- _Exercise details_:
Tally every line of the material that includes "this", then give the tally and nothing else.

- _Data provided_:
***

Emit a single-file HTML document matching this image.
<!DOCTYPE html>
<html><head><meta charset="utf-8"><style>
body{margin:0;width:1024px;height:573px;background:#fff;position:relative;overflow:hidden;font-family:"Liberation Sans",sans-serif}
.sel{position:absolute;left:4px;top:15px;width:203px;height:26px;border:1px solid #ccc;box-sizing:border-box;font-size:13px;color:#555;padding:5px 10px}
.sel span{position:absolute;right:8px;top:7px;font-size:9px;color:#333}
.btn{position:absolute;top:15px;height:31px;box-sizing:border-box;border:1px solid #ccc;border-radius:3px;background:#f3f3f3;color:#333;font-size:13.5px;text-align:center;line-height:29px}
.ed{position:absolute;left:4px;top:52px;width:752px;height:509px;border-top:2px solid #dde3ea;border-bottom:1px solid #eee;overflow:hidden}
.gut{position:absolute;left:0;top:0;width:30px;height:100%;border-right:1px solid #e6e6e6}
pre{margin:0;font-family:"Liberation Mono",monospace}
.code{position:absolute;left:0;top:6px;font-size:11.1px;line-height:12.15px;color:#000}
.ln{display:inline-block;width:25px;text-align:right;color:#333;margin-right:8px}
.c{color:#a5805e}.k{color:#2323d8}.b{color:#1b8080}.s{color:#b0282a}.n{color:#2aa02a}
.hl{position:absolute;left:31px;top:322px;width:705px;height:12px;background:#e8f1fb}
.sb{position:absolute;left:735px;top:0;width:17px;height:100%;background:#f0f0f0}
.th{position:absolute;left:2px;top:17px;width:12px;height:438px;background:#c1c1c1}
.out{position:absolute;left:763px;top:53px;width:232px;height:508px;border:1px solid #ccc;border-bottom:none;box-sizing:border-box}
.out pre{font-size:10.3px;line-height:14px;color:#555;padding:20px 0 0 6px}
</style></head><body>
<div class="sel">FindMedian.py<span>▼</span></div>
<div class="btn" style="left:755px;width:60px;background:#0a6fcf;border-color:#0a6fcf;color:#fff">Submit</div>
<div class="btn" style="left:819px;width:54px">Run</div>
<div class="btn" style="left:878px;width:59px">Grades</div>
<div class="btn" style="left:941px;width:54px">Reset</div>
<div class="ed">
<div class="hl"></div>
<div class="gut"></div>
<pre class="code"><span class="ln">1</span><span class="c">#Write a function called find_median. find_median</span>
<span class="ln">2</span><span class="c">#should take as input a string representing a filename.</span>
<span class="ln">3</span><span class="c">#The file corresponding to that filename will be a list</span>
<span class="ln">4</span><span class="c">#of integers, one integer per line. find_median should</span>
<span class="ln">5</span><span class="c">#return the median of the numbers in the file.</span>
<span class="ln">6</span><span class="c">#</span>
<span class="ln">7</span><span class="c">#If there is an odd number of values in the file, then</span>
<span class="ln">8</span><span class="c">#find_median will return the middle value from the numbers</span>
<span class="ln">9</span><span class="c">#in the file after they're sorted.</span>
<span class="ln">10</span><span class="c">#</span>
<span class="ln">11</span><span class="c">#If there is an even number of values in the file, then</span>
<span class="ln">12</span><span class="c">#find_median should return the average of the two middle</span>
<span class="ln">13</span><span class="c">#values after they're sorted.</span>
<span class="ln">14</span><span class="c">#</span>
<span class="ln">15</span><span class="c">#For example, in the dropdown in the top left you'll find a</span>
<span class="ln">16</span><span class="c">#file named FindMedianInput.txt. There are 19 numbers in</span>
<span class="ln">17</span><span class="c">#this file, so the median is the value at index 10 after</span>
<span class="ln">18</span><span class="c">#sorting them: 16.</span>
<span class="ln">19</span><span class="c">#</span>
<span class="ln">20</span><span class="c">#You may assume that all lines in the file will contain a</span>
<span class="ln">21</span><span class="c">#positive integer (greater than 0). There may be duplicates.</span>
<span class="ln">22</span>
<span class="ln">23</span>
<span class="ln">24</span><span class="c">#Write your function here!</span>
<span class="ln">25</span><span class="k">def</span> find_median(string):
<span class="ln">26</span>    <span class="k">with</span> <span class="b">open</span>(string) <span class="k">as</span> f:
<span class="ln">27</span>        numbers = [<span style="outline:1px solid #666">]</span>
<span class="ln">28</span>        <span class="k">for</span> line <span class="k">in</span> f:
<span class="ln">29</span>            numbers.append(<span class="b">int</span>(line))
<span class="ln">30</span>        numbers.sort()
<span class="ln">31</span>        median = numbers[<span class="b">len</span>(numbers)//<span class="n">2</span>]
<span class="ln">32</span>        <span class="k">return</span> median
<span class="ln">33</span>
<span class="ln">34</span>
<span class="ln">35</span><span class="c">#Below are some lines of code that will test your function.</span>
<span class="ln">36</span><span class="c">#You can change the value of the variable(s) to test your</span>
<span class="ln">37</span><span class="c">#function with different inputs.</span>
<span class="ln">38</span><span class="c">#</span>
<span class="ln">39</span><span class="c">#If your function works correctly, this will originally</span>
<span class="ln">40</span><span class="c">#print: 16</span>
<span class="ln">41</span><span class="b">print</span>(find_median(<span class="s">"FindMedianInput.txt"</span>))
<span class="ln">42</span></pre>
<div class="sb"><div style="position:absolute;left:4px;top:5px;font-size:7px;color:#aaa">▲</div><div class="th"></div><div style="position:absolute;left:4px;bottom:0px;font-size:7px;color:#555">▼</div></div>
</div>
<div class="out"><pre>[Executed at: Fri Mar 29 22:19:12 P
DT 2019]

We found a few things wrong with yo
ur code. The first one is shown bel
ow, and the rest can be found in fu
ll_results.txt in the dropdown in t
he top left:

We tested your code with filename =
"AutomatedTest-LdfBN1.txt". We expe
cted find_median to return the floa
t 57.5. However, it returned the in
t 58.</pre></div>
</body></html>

***

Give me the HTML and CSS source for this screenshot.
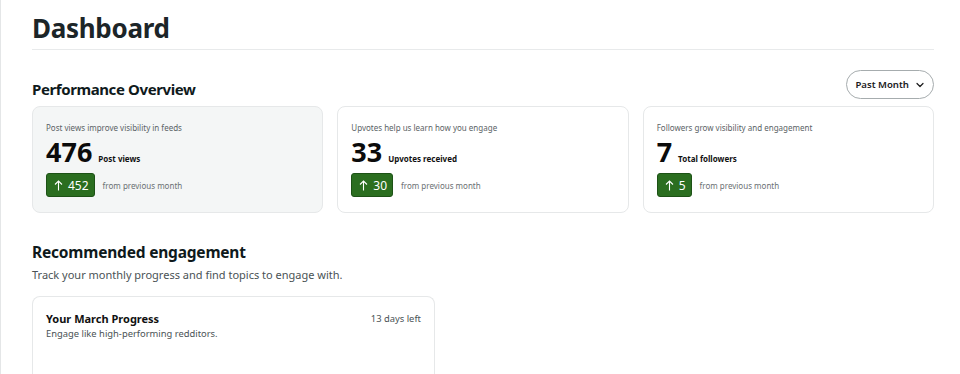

***

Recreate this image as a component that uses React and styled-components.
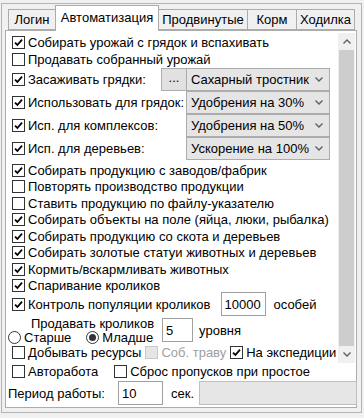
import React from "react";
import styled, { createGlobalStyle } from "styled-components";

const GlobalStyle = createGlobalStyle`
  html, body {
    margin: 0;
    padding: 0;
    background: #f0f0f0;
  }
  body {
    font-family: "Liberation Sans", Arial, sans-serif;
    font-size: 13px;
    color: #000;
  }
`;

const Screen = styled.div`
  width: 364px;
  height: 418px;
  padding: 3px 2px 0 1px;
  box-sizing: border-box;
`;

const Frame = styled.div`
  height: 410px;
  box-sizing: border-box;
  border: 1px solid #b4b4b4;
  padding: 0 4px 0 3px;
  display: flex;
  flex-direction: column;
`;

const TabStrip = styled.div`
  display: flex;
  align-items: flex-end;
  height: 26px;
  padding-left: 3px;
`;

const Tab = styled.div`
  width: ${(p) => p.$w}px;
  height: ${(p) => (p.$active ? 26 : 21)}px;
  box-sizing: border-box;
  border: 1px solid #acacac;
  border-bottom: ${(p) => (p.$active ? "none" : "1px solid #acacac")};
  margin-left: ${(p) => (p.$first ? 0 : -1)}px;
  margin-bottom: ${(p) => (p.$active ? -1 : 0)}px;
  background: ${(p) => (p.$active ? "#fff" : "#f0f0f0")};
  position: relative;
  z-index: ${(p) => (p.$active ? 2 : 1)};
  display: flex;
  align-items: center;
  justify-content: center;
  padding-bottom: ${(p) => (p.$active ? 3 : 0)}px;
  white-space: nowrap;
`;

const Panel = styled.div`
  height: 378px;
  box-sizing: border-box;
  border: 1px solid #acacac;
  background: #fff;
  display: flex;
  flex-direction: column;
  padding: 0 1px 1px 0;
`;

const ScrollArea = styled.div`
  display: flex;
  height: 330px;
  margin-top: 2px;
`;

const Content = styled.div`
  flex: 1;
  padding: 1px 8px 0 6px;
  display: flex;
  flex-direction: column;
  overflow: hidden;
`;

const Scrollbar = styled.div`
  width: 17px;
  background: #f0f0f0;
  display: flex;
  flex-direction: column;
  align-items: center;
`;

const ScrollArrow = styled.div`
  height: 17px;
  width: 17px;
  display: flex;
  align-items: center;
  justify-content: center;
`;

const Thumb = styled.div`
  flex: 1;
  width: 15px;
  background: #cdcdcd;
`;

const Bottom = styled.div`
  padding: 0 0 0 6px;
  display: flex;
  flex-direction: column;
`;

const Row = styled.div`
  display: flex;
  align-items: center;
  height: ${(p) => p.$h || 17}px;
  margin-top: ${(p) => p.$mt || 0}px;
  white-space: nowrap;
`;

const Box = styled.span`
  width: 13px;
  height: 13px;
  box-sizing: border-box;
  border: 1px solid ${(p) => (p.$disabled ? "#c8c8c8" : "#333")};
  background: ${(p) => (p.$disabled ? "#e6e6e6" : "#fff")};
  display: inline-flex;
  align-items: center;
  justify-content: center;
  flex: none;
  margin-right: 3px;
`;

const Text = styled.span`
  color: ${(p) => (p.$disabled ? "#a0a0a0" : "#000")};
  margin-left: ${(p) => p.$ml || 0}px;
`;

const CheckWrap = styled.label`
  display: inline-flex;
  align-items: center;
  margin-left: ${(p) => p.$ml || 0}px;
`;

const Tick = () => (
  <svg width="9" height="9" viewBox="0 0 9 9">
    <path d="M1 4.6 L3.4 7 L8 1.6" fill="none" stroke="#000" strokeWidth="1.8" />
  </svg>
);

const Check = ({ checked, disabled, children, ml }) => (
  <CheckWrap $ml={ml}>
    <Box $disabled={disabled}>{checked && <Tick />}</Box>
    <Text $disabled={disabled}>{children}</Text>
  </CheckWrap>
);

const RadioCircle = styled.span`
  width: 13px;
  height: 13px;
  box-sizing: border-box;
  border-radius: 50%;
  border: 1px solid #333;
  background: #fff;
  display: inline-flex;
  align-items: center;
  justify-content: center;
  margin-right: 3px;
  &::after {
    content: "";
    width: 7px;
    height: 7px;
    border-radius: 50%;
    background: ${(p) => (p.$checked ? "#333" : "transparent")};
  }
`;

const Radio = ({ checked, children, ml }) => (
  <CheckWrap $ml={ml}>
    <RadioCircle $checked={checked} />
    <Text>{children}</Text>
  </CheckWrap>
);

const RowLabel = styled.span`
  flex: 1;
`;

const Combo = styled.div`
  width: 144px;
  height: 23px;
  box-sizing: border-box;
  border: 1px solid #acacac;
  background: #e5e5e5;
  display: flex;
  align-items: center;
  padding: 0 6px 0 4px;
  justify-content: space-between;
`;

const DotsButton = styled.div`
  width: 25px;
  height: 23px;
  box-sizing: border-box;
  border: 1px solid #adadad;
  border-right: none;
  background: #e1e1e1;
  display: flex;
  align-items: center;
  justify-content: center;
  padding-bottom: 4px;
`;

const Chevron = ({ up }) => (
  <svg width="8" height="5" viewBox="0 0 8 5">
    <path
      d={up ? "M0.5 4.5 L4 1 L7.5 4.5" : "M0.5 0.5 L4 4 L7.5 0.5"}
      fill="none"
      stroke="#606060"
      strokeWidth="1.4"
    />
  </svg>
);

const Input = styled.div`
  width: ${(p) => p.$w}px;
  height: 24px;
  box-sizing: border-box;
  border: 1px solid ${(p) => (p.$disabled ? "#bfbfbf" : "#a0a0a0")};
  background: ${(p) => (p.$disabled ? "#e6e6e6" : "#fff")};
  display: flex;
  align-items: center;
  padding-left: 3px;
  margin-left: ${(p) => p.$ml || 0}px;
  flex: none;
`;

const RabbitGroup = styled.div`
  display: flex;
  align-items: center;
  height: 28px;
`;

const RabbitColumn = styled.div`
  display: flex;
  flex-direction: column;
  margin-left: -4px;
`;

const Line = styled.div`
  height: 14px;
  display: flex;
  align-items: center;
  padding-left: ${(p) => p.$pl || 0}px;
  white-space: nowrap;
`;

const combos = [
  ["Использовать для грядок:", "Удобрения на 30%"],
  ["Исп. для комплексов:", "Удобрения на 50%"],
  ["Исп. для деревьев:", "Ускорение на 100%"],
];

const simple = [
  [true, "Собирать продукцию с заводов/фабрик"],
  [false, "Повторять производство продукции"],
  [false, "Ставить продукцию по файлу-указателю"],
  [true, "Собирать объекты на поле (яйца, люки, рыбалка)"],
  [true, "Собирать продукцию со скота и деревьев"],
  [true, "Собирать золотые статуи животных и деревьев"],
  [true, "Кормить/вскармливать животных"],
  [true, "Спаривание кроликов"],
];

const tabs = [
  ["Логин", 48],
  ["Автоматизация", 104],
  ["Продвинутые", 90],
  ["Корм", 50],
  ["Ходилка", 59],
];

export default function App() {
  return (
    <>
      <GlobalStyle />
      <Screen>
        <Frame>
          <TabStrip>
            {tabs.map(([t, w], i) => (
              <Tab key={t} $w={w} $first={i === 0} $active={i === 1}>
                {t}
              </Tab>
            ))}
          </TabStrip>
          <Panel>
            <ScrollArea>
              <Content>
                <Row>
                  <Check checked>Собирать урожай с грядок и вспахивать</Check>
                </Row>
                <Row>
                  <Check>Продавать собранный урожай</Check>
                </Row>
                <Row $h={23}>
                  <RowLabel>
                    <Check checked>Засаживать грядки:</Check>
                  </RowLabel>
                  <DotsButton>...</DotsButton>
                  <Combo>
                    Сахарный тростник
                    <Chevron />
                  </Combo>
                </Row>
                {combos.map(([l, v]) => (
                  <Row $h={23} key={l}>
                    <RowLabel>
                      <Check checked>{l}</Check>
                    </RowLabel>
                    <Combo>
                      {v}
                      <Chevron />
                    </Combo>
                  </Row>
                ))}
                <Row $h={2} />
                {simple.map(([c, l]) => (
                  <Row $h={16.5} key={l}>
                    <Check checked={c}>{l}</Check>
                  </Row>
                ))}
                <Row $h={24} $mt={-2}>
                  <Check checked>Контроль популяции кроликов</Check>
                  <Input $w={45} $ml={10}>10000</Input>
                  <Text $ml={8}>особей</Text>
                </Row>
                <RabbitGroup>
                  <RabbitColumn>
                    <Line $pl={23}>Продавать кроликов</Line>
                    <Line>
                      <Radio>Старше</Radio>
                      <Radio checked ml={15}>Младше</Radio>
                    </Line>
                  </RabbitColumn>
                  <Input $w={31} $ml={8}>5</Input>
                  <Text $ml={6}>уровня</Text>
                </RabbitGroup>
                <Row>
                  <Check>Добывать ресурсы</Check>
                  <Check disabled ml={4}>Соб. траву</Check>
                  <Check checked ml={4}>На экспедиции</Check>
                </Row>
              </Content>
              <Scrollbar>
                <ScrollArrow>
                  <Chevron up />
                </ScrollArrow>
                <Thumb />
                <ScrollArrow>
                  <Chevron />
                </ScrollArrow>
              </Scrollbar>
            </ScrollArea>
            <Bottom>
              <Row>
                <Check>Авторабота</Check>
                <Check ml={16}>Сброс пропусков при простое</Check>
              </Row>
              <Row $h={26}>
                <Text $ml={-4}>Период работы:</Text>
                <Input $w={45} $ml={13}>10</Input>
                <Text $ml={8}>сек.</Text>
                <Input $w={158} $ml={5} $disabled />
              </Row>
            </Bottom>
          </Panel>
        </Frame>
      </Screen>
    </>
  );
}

***

- _Output of the task_:
5